### Written problem
In the records below, tally every line containing "uses". Report only the total.

:: Records to use ::

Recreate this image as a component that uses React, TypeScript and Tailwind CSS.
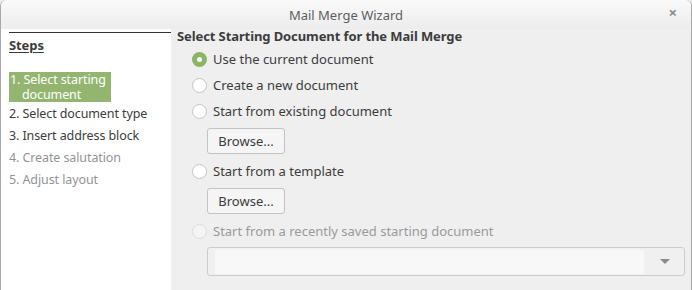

:::
:: Records to use ::

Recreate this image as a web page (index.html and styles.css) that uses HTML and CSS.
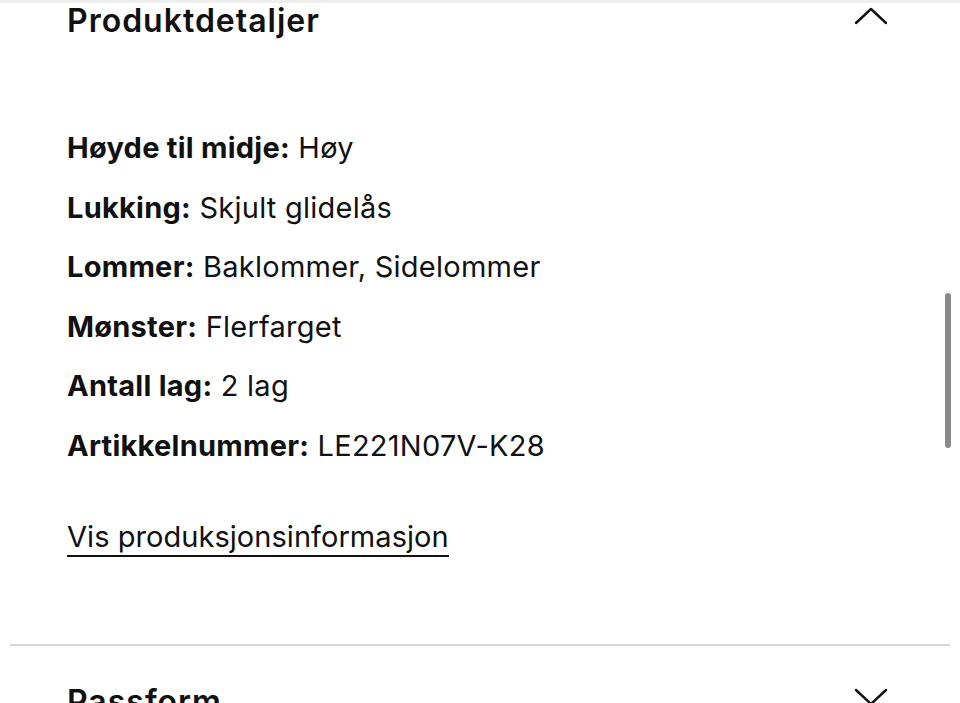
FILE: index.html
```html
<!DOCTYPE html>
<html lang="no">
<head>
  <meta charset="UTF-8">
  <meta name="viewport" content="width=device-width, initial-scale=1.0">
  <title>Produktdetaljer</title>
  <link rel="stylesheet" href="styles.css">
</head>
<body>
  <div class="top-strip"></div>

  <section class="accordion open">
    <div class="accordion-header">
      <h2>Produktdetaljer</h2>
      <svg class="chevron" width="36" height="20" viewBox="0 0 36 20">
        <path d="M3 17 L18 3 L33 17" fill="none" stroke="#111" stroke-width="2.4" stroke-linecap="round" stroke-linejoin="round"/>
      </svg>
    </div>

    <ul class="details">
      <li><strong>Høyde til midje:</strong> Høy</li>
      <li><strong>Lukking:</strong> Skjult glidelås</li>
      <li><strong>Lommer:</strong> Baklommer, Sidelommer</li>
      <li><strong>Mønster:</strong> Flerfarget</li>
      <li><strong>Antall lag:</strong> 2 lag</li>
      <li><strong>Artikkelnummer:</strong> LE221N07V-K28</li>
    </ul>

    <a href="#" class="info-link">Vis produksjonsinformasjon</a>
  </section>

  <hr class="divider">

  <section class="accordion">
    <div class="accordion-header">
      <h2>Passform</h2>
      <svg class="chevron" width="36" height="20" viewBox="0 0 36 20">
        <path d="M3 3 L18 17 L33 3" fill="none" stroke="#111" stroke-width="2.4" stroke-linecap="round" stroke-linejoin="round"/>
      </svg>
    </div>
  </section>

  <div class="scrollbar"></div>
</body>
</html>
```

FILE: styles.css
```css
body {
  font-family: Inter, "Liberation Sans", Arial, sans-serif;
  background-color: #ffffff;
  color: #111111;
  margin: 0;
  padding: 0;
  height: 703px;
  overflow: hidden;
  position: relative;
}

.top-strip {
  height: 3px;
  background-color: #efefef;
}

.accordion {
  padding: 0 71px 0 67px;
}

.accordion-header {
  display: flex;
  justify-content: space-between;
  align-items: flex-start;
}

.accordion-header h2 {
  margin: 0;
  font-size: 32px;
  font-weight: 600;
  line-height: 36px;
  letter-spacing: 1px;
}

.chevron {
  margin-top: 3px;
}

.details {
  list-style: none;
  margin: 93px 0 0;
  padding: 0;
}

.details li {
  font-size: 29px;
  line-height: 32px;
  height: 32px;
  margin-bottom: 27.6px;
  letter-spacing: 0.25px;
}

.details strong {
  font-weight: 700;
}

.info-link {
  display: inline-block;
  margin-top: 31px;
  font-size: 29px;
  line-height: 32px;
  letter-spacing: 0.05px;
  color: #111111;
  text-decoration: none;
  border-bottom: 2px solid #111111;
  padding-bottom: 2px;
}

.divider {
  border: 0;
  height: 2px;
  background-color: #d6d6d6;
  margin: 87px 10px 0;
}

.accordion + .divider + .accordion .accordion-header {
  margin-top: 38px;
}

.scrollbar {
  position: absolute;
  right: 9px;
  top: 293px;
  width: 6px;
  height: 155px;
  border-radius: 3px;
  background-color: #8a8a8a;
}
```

:::
:: Records to use ::

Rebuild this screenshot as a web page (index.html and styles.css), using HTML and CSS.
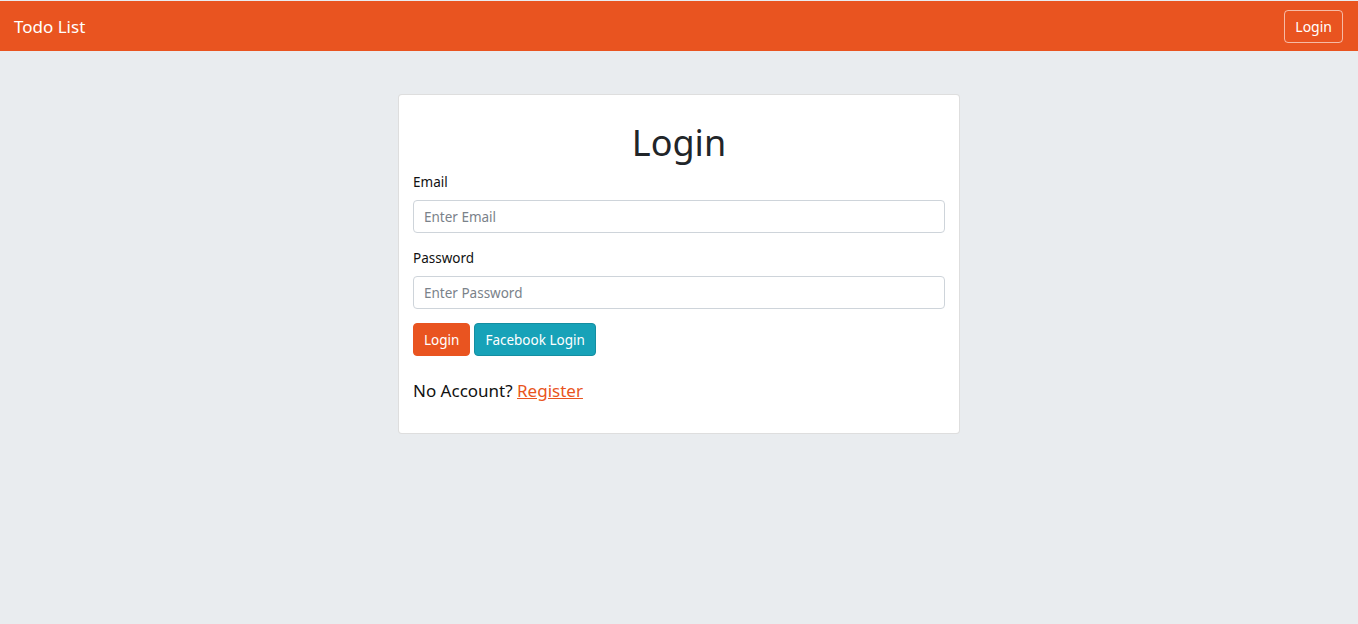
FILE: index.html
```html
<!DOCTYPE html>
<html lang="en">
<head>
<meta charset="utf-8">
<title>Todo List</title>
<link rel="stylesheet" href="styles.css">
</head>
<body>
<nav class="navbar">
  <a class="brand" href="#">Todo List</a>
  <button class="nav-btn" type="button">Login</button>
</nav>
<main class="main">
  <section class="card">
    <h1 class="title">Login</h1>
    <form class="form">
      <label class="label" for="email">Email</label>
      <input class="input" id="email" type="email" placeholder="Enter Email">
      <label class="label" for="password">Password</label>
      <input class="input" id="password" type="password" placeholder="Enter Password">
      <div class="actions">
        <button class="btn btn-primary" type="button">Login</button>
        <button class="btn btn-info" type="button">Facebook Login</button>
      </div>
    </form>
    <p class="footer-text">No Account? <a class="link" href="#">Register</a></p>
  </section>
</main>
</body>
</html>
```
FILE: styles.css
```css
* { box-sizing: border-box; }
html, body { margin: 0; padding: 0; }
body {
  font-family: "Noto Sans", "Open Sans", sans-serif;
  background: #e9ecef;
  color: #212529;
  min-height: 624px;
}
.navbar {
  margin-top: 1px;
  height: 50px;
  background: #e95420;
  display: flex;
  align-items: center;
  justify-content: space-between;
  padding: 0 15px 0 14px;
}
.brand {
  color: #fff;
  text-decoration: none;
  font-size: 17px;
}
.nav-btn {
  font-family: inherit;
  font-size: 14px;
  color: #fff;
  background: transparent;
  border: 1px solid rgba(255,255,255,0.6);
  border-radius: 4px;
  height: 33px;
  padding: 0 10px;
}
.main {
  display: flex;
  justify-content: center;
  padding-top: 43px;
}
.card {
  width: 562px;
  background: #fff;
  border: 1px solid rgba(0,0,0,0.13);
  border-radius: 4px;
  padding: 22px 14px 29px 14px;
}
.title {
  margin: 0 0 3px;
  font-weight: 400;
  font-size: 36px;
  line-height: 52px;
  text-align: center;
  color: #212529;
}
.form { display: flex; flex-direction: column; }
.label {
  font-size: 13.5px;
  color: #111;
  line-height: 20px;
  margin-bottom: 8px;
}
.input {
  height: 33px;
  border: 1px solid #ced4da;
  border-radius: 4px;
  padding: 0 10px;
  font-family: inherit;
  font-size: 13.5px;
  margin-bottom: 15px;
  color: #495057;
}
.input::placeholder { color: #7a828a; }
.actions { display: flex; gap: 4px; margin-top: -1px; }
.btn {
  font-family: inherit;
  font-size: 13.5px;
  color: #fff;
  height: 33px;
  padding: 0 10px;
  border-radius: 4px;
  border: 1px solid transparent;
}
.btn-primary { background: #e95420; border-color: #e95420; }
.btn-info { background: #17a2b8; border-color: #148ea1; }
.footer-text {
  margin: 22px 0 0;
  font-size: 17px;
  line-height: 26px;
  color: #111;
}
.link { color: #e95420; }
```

:::

### Task solution
2